# Collected data

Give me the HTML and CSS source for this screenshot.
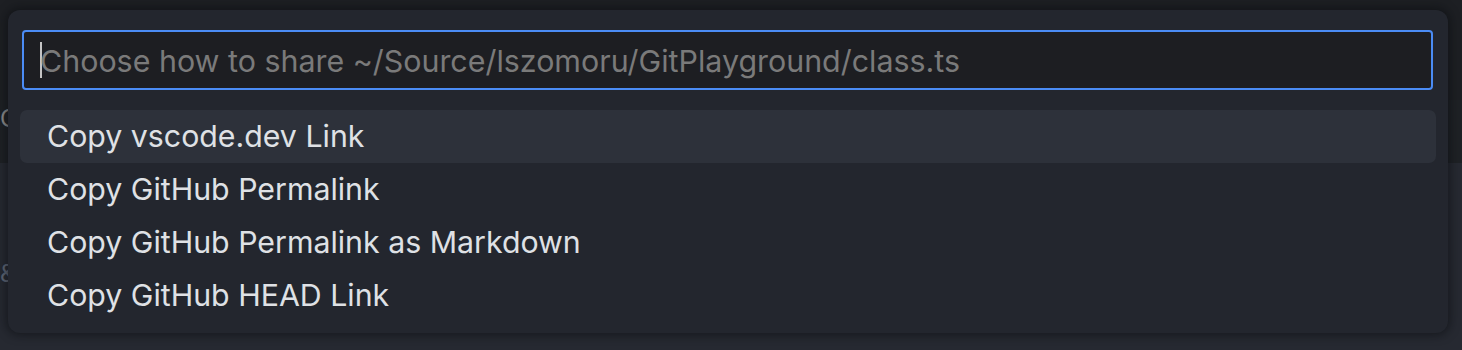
FILE: index.html
```html
<!DOCTYPE html>
<html>
<head>
<meta charset="utf-8">
<link rel="stylesheet" href="styles.css">
</head>
<body>
<div class="editor">
  <div class="editor-top"></div>
  <div class="editor-band"><span class="peek peek-g">G</span></div>
  <div class="editor-rest">
    <span class="peek peek-amp">&amp;</span>
  </div>
</div>
<div class="quickpick">
  <div class="input">
    <span class="caret"></span>
    <span class="placeholder">Choose how to share ~/Source/lszomoru/GitPlayground/class.ts</span>
  </div>
  <ul class="list">
    <li class="item active">Copy vscode.dev Link</li>
    <li class="item">Copy GitHub Permalink</li>
    <li class="item">Copy GitHub Permalink as Markdown</li>
    <li class="item">Copy GitHub HEAD Link</li>
  </ul>
</div>
</body>
</html>
```
FILE: styles.css
```css
html, body {
  margin: 0;
  padding: 0;
  width: 1462px;
  height: 350px;
  overflow: hidden;
  background: #262931;
  font-family: Inter, "Noto Sans", "Liberation Sans", sans-serif;
}
.editor {
  display: flex;
  flex-direction: column;
  height: 350px;
}
.editor-top {
  height: 100px;
  background: #1d1f23;
}
.editor-band {
  height: 63px;
  background: #1e2125;
  display: flex;
  align-items: center;
}
.editor-rest {
  flex: 1;
  background: #262931;
  padding-top: 96px;
}
.peek {
  display: block;
  margin-left: 0;
  font-size: 24px;
  line-height: 30px;
}
.peek-g {
  color: #8c8c8c;
  margin-top: -26px;
}
.peek-amp {
  color: #5e6675;
}
.quickpick {
  position: absolute;
  left: 8px;
  top: 10px;
  width: 1440px;
  height: 323px;
  box-sizing: border-box;
  background: #23262e;
  border-radius: 12px;
  box-shadow: 0 0 10px 2px rgba(10, 11, 14, 0.55);
  padding: 20px 12px 0 12px;
}
.input {
  margin: 0 3px 0 2px;
  height: 60px;
  box-sizing: border-box;
  border: 2px solid #4b8cf5;
  border-radius: 4px;
  background: #1d1e22;
  display: flex;
  align-items: center;
  padding-left: 16px;
}
.caret {
  width: 2px;
  height: 36px;
  background: #c4c4c4;
  margin-right: -2px;
  flex: none;
}
.placeholder {
  color: #7a7a7a;
  font-size: 30.4px;
  white-space: nowrap;
  margin-top: 2px;
}
.list {
  list-style: none;
  margin: 20px 0 0 0;
  padding: 0;
}
.item {
  height: 53px;
  line-height: 53px;
  padding-left: 27px;
  border-radius: 7px;
  color: #dfe1e5;
  font-size: 30.3px;
  white-space: nowrap;
}
.item.active {
  background: #2d313a;
}
```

# Stated exercise
Quote all the lines above exactly as given. Do not include the pictures.

# Expected answer
Give me the HTML and CSS source for this screenshot.
FILE: index.html
```html
<!DOCTYPE html>
<html>
<head>
<meta charset="utf-8">
<link rel="stylesheet" href="styles.css">
</head>
<body>
<div class="editor">
  <div class="editor-top"></div>
  <div class="editor-band"><span class="peek peek-g">G</span></div>
  <div class="editor-rest">
    <span class="peek peek-amp">&amp;</span>
  </div>
</div>
<div class="quickpick">
  <div class="input">
    <span class="caret"></span>
    <span class="placeholder">Choose how to share ~/Source/lszomoru/GitPlayground/class.ts</span>
  </div>
  <ul class="list">
    <li class="item active">Copy vscode.dev Link</li>
    <li class="item">Copy GitHub Permalink</li>
    <li class="item">Copy GitHub Permalink as Markdown</li>
    <li class="item">Copy GitHub HEAD Link</li>
  </ul>
</div>
</body>
</html>
```
FILE: styles.css
```css
html, body {
  margin: 0;
  padding: 0;
  width: 1462px;
  height: 350px;
  overflow: hidden;
  background: #262931;
  font-family: Inter, "Noto Sans", "Liberation Sans", sans-serif;
}
.editor {
  display: flex;
  flex-direction: column;
  height: 350px;
}
.editor-top {
  height: 100px;
  background: #1d1f23;
}
.editor-band {
  height: 63px;
  background: #1e2125;
  display: flex;
  align-items: center;
}
.editor-rest {
  flex: 1;
  background: #262931;
  padding-top: 96px;
}
.peek {
  display: block;
  margin-left: 0;
  font-size: 24px;
  line-height: 30px;
}
.peek-g {
  color: #8c8c8c;
  margin-top: -26px;
}
.peek-amp {
  color: #5e6675;
}
.quickpick {
  position: absolute;
  left: 8px;
  top: 10px;
  width: 1440px;
  height: 323px;
  box-sizing: border-box;
  background: #23262e;
  border-radius: 12px;
  box-shadow: 0 0 10px 2px rgba(10, 11, 14, 0.55);
  padding: 20px 12px 0 12px;
}
.input {
  margin: 0 3px 0 2px;
  height: 60px;
  box-sizing: border-box;
  border: 2px solid #4b8cf5;
  border-radius: 4px;
  background: #1d1e22;
  display: flex;
  align-items: center;
  padding-left: 16px;
}
.caret {
  width: 2px;
  height: 36px;
  background: #c4c4c4;
  margin-right: -2px;
  flex: none;
}
.placeholder {
  color: #7a7a7a;
  font-size: 30.4px;
  white-space: nowrap;
  margin-top: 2px;
}
.list {
  list-style: none;
  margin: 20px 0 0 0;
  padding: 0;
}
.item {
  height: 53px;
  line-height: 53px;
  padding-left: 27px;
  border-radius: 7px;
  color: #dfe1e5;
  font-size: 30.3px;
  white-space: nowrap;
}
.item.active {
  background: #2d313a;
}
```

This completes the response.